(EXERCISE DIRECTIONS)
State how many lines of the data contain the word "styles", and write nothing besides the number.

(Rows from a dataset of pages and code)
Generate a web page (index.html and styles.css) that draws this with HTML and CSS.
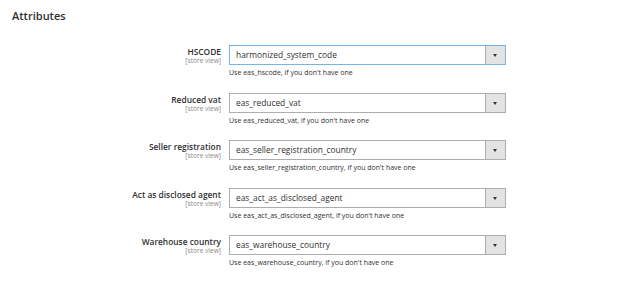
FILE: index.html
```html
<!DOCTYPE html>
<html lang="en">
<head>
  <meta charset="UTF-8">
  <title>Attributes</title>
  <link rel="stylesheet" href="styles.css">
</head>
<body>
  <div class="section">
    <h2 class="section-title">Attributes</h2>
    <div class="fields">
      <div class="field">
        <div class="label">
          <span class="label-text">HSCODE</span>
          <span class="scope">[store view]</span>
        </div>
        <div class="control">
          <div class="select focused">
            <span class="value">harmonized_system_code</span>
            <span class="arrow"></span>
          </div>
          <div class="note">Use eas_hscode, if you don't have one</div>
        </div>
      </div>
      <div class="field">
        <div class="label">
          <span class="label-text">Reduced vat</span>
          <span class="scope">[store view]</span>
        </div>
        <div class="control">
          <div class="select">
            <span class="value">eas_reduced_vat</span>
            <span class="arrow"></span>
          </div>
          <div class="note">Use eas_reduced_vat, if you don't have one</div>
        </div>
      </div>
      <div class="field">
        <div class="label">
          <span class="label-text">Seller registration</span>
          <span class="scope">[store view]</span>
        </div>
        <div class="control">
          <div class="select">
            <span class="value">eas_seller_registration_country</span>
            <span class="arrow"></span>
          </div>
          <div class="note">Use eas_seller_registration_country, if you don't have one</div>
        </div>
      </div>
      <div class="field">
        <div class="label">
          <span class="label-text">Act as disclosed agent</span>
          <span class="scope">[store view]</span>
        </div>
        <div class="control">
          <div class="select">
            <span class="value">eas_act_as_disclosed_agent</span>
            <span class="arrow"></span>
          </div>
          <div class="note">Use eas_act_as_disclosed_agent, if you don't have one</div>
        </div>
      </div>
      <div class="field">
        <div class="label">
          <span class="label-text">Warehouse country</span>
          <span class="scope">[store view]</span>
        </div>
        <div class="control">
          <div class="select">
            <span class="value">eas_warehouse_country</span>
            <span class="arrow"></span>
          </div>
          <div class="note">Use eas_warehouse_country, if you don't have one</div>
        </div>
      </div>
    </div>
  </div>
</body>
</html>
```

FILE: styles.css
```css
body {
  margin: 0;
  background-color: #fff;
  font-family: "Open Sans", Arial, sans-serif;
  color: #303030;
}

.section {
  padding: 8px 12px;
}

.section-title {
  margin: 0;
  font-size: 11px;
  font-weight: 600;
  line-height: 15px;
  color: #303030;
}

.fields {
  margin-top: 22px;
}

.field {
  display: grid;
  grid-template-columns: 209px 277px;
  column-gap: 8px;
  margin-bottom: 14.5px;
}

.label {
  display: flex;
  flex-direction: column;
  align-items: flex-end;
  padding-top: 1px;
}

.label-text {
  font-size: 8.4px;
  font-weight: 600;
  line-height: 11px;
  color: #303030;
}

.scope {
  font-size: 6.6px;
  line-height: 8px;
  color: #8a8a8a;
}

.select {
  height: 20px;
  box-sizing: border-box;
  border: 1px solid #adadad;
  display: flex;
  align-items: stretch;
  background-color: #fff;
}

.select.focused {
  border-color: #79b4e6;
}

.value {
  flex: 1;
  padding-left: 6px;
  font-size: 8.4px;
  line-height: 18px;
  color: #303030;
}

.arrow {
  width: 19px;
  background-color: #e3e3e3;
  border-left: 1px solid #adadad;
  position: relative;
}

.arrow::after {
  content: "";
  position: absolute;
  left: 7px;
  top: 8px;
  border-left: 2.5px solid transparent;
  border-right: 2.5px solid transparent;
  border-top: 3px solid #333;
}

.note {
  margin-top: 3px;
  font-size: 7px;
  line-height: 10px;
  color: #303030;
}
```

...

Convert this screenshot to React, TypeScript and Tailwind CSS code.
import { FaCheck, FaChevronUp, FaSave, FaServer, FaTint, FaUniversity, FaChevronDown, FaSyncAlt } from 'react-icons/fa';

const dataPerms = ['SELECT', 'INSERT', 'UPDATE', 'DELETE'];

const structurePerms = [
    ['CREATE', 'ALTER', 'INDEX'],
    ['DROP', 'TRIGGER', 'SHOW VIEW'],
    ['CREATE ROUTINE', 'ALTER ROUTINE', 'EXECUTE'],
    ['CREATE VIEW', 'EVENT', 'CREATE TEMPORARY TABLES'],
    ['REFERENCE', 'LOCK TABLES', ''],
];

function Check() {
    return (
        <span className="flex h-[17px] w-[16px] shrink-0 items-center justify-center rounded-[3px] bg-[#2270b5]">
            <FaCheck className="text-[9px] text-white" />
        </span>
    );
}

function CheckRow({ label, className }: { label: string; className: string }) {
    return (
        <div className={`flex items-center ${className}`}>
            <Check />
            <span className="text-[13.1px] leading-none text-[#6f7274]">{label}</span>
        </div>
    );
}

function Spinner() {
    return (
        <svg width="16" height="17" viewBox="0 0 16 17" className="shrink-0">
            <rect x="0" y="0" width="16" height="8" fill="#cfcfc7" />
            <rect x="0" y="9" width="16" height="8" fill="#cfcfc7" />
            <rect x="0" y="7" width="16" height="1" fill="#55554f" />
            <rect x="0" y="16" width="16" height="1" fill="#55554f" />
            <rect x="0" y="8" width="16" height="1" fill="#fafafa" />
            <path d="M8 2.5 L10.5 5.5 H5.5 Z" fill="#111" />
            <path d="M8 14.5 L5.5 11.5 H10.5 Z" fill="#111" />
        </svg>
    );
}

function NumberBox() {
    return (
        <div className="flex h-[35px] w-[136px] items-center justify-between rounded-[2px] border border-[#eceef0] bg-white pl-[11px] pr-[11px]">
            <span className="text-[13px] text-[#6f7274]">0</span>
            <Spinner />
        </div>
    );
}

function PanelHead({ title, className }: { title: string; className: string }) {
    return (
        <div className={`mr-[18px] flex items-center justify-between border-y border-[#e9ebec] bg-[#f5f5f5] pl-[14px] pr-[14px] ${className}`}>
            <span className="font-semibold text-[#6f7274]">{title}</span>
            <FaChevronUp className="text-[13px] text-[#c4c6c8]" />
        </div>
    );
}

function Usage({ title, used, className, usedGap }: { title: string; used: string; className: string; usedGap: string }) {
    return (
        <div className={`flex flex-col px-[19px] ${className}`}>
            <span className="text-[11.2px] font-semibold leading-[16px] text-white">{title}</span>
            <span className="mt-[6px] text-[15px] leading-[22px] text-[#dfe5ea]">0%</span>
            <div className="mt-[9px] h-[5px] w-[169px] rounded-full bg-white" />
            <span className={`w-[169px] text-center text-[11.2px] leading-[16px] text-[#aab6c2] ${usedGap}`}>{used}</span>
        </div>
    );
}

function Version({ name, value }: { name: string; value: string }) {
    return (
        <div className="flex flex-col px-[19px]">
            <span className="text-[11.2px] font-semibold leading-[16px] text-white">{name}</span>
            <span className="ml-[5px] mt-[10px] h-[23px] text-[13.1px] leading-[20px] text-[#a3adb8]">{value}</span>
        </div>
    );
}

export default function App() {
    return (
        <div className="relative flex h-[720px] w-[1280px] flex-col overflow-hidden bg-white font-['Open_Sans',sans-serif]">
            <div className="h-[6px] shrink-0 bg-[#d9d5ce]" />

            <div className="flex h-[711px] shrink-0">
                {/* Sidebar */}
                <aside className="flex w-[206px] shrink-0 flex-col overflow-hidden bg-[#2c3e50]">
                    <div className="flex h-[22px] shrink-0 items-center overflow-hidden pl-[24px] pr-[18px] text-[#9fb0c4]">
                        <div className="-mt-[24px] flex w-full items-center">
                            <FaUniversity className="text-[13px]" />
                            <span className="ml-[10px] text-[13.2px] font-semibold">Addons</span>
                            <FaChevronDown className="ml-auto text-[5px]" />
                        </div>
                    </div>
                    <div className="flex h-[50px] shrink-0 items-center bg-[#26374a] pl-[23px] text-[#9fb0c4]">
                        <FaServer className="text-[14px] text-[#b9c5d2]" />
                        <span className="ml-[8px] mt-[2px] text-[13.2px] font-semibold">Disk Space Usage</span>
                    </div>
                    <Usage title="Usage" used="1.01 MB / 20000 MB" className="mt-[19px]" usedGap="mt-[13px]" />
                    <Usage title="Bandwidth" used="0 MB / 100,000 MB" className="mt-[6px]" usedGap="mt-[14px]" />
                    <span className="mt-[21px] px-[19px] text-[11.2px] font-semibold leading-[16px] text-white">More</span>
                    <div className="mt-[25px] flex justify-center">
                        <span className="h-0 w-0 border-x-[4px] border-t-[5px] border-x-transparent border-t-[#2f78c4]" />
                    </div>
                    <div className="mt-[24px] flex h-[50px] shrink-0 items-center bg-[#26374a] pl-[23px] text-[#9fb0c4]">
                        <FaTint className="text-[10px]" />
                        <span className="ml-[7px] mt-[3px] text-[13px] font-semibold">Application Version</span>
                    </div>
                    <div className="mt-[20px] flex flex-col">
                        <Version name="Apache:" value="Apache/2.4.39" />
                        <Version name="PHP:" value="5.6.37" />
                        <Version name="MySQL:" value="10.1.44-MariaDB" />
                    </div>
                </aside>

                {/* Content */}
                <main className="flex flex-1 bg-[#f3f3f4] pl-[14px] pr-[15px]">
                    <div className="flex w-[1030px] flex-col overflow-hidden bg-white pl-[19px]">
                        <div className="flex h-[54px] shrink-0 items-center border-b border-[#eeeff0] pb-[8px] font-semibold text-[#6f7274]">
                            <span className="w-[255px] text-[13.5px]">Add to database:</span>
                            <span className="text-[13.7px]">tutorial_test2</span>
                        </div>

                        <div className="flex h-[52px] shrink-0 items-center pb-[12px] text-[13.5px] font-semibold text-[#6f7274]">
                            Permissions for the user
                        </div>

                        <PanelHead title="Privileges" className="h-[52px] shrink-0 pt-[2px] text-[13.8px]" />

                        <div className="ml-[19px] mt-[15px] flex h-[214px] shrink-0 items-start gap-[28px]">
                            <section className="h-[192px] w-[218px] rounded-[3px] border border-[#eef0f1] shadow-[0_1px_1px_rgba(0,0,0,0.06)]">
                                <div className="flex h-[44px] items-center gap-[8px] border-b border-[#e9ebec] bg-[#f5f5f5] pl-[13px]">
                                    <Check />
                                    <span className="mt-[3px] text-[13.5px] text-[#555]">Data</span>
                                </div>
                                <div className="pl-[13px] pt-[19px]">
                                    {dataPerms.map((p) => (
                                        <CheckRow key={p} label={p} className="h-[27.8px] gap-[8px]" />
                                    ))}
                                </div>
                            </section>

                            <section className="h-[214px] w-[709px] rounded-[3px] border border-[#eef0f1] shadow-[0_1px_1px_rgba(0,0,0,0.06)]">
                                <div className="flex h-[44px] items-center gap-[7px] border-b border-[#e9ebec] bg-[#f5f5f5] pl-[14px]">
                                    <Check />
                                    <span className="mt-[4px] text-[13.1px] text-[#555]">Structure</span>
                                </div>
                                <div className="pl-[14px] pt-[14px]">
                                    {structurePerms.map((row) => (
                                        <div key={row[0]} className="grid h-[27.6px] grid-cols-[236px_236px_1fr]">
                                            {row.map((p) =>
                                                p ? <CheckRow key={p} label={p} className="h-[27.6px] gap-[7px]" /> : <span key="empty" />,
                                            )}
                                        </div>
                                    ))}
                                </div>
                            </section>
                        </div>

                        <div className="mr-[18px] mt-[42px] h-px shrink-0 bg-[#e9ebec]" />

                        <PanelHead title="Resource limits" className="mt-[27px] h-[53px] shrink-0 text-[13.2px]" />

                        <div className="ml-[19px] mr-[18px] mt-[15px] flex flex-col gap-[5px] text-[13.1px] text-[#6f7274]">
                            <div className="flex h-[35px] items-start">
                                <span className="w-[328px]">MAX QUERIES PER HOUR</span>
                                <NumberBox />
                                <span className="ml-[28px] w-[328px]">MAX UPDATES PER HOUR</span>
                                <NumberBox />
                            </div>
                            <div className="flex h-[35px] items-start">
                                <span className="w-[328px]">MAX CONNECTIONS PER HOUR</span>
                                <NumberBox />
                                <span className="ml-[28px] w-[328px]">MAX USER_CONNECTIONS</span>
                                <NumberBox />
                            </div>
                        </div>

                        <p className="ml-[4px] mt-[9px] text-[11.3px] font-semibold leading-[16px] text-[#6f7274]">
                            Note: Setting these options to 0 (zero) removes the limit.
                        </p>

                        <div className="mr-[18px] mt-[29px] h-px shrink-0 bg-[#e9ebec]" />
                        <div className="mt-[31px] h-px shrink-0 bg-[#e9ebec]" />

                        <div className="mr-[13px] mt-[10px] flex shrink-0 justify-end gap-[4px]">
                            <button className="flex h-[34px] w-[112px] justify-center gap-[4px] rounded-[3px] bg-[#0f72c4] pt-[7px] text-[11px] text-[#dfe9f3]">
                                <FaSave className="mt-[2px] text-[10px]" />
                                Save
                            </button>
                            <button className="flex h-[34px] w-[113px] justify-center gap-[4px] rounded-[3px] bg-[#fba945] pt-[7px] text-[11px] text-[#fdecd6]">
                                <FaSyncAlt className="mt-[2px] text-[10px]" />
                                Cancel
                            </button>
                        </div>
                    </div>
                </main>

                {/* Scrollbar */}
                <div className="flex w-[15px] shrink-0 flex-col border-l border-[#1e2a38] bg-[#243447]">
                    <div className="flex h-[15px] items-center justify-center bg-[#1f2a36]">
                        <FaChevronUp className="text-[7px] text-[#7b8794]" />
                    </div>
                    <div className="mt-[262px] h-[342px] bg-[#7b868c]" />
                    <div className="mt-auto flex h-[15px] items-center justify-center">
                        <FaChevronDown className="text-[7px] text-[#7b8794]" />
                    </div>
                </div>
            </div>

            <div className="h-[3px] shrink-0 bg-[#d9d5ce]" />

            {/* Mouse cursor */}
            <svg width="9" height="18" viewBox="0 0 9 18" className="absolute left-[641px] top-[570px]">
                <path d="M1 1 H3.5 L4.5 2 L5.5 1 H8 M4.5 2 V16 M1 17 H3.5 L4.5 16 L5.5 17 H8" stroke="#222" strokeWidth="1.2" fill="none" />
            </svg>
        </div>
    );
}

(ANSWER BELOW)
3